»»

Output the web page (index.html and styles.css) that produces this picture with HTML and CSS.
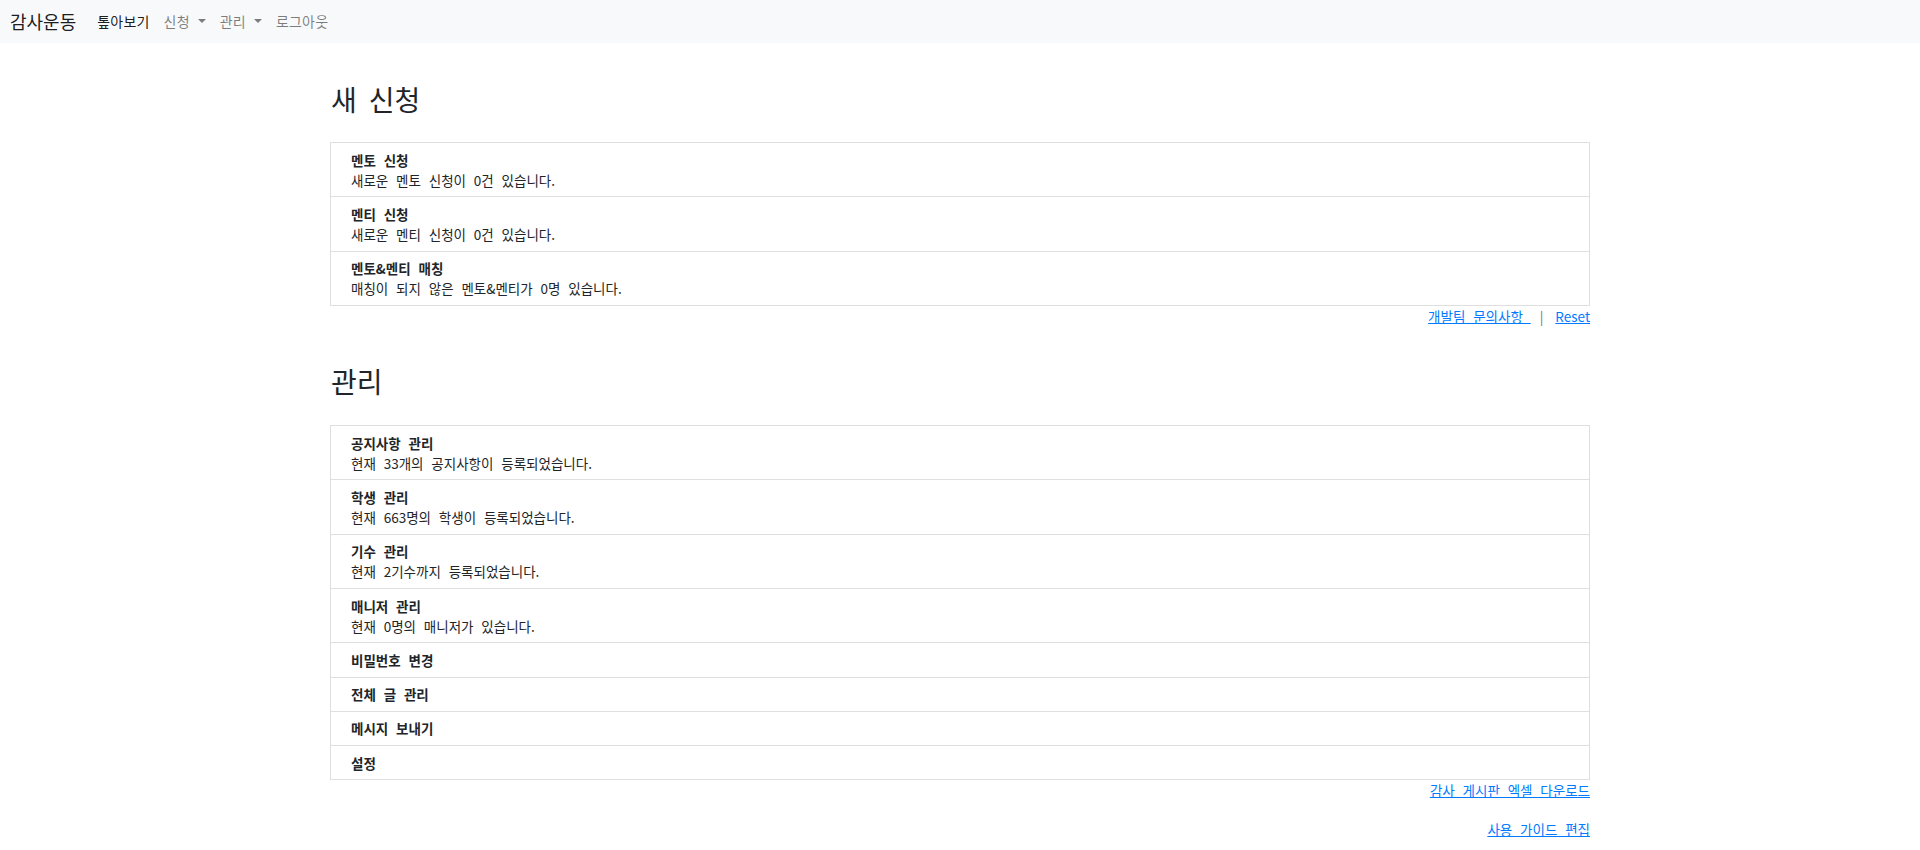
FILE: index.html
```html
<!DOCTYPE html>
<html lang="ko">
<head>
<meta charset="utf-8">
<title>감사운동</title>
<link rel="stylesheet" href="styles.css">
</head>
<body>
<nav class="navbar">
  <a class="brand" href="#">감사운동</a>
  <ul class="nav">
    <li><a class="nav-link active" href="#">톺아보기</a></li>
    <li><a class="nav-link dropdown" href="#">신청</a></li>
    <li><a class="nav-link dropdown" href="#">관리</a></li>
    <li><a class="nav-link" href="#">로그아웃</a></li>
  </ul>
</nav>
<main class="container">
  <section class="section first">
    <h2 class="title">새 신청</h2>
    <div class="list">
      <a class="item" href="#"><strong>멘토 신청</strong><span>새로운 멘토 신청이 0건 있습니다.</span></a>
      <a class="item" href="#"><strong>멘티 신청</strong><span>새로운 멘티 신청이 0건 있습니다.</span></a>
      <a class="item" href="#"><strong>멘토&amp;멘티 매칭</strong><span>매칭이 되지 않은 멘토&amp;멘티가 0명 있습니다.</span></a>
    </div>
    <div class="links">
      <a href="#">개발팀 문의사항 </a><span class="sep">|</span><a href="#">Reset</a>
    </div>
  </section>
  <section class="section">
    <h2 class="title">관리</h2>
    <div class="list">
      <a class="item" href="#"><strong>공지사항 관리</strong><span>현재 33개의 공지사항이 등록되었습니다.</span></a>
      <a class="item" href="#"><strong>학생 관리</strong><span>현재 663명의 학생이 등록되었습니다.</span></a>
      <a class="item" href="#"><strong>기수 관리</strong><span>현재 2기수까지 등록되었습니다.</span></a>
      <a class="item" href="#"><strong>매니저 관리</strong><span>현재 0명의 매니저가 있습니다.</span></a>
      <a class="item" href="#"><strong>비밀번호 변경</strong></a>
      <a class="item" href="#"><strong>전체 글 관리</strong></a>
      <a class="item" href="#"><strong>메시지 보내기</strong></a>
      <a class="item" href="#"><strong>설정</strong></a>
    </div>
    <div class="links">
      <a href="#">감사 게시판 엑셀 다운로드</a>
    </div>
    <div class="links guide">
      <a href="#">사용 가이드 편집</a>
    </div>
  </section>
</main>
</body>
</html>
```

FILE: styles.css
```css
* { box-sizing: border-box; }
html, body {
  margin: 0;
  padding: 0;
  background: #fff;
  color: #212529;
  font-family: "Noto Sans CJK KR", "Noto Sans", sans-serif;
  font-size: 13.5px;
  line-height: 20px;
  word-spacing: 0.3em;
}
a { text-decoration: none; }

.navbar {
  height: 43px;
  background: #f8f9fa;
  display: flex;
  align-items: center;
  padding: 0 0 2px 10px;
}
.brand {
  font-size: 18px;
  line-height: 24px;
  color: rgba(0,0,0,.9);
  margin-right: 14px;
}
.nav {
  list-style: none;
  margin: 0;
  padding: 0;
  display: flex;
}
.nav-link {
  display: flex;
  align-items: center;
  padding: 0 7px;
  font-size: 14px;
  letter-spacing: 0.2px;
  color: rgba(0,0,0,.5);
}
.nav-link.active { color: rgba(0,0,0,.9); }
.nav-link.dropdown::after {
  content: "";
  display: inline-block;
  margin-left: 8px;
  border-top: 4px solid rgba(0,0,0,.5);
  border-left: 4px solid transparent;
  border-right: 4px solid transparent;
  margin-top: 1px;
}

.container {
  width: 1260px;
  margin: 0 auto;
}
.section { margin-top: 39px; }
.section.first { margin-top: 40px; }
.title {
  font-size: 28px;
  font-weight: 400;
  line-height: 32px;
  margin: 0 0 28px 1px;
  color: #212529;
}
.section.first .title { margin-bottom: 27px; }

.list {
  border: 1px solid #dfdfdf;
  display: flex;
  flex-direction: column;
}
.item {
  display: flex;
  flex-direction: column;
  padding: 6.67px 20px;
  color: #212529;
  border-top: 1px solid #dfdfdf;
}
.item:first-child { border-top: 0; }
.item strong { font-weight: 700; }

.links {
  text-align: right;
  line-height: 20px;
}
.links a {
  color: #007bff;
  text-decoration: underline;
  white-space: pre;
}
.sep {
  color: #6c757d;
  margin: 0 12px 0 9px;
}
.guide { margin-top: 19px; }
```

««

From the data above, write out everything exactly except the pictures.

Output the web page (index.html and styles.css) that produces this picture with HTML and CSS.
FILE: index.html
```html
<!DOCTYPE html>
<html lang="ko">
<head>
<meta charset="utf-8">
<title>감사운동</title>
<link rel="stylesheet" href="styles.css">
</head>
<body>
<nav class="navbar">
  <a class="brand" href="#">감사운동</a>
  <ul class="nav">
    <li><a class="nav-link active" href="#">톺아보기</a></li>
    <li><a class="nav-link dropdown" href="#">신청</a></li>
    <li><a class="nav-link dropdown" href="#">관리</a></li>
    <li><a class="nav-link" href="#">로그아웃</a></li>
  </ul>
</nav>
<main class="container">
  <section class="section first">
    <h2 class="title">새 신청</h2>
    <div class="list">
      <a class="item" href="#"><strong>멘토 신청</strong><span>새로운 멘토 신청이 0건 있습니다.</span></a>
      <a class="item" href="#"><strong>멘티 신청</strong><span>새로운 멘티 신청이 0건 있습니다.</span></a>
      <a class="item" href="#"><strong>멘토&amp;멘티 매칭</strong><span>매칭이 되지 않은 멘토&amp;멘티가 0명 있습니다.</span></a>
    </div>
    <div class="links">
      <a href="#">개발팀 문의사항 </a><span class="sep">|</span><a href="#">Reset</a>
    </div>
  </section>
  <section class="section">
    <h2 class="title">관리</h2>
    <div class="list">
      <a class="item" href="#"><strong>공지사항 관리</strong><span>현재 33개의 공지사항이 등록되었습니다.</span></a>
      <a class="item" href="#"><strong>학생 관리</strong><span>현재 663명의 학생이 등록되었습니다.</span></a>
      <a class="item" href="#"><strong>기수 관리</strong><span>현재 2기수까지 등록되었습니다.</span></a>
      <a class="item" href="#"><strong>매니저 관리</strong><span>현재 0명의 매니저가 있습니다.</span></a>
      <a class="item" href="#"><strong>비밀번호 변경</strong></a>
      <a class="item" href="#"><strong>전체 글 관리</strong></a>
      <a class="item" href="#"><strong>메시지 보내기</strong></a>
      <a class="item" href="#"><strong>설정</strong></a>
    </div>
    <div class="links">
      <a href="#">감사 게시판 엑셀 다운로드</a>
    </div>
    <div class="links guide">
      <a href="#">사용 가이드 편집</a>
    </div>
  </section>
</main>
</body>
</html>
```

FILE: styles.css
```css
* { box-sizing: border-box; }
html, body {
  margin: 0;
  padding: 0;
  background: #fff;
  color: #212529;
  font-family: "Noto Sans CJK KR", "Noto Sans", sans-serif;
  font-size: 13.5px;
  line-height: 20px;
  word-spacing: 0.3em;
}
a { text-decoration: none; }

.navbar {
  height: 43px;
  background: #f8f9fa;
  display: flex;
  align-items: center;
  padding: 0 0 2px 10px;
}
.brand {
  font-size: 18px;
  line-height: 24px;
  color: rgba(0,0,0,.9);
  margin-right: 14px;
}
.nav {
  list-style: none;
  margin: 0;
  padding: 0;
  display: flex;
}
.nav-link {
  display: flex;
  align-items: center;
  padding: 0 7px;
  font-size: 14px;
  letter-spacing: 0.2px;
  color: rgba(0,0,0,.5);
}
.nav-link.active { color: rgba(0,0,0,.9); }
.nav-link.dropdown::after {
  content: "";
  display: inline-block;
  margin-left: 8px;
  border-top: 4px solid rgba(0,0,0,.5);
  border-left: 4px solid transparent;
  border-right: 4px solid transparent;
  margin-top: 1px;
}

.container {
  width: 1260px;
  margin: 0 auto;
}
.section { margin-top: 39px; }
.section.first { margin-top: 40px; }
.title {
  font-size: 28px;
  font-weight: 400;
  line-height: 32px;
  margin: 0 0 28px 1px;
  color: #212529;
}
.section.first .title { margin-bottom: 27px; }

.list {
  border: 1px solid #dfdfdf;
  display: flex;
  flex-direction: column;
}
.item {
  display: flex;
  flex-direction: column;
  padding: 6.67px 20px;
  color: #212529;
  border-top: 1px solid #dfdfdf;
}
.item:first-child { border-top: 0; }
.item strong { font-weight: 700; }

.links {
  text-align: right;
  line-height: 20px;
}
.links a {
  color: #007bff;
  text-decoration: underline;
  white-space: pre;
}
.sep {
  color: #6c757d;
  margin: 0 12px 0 9px;
}
.guide { margin-top: 19px; }
```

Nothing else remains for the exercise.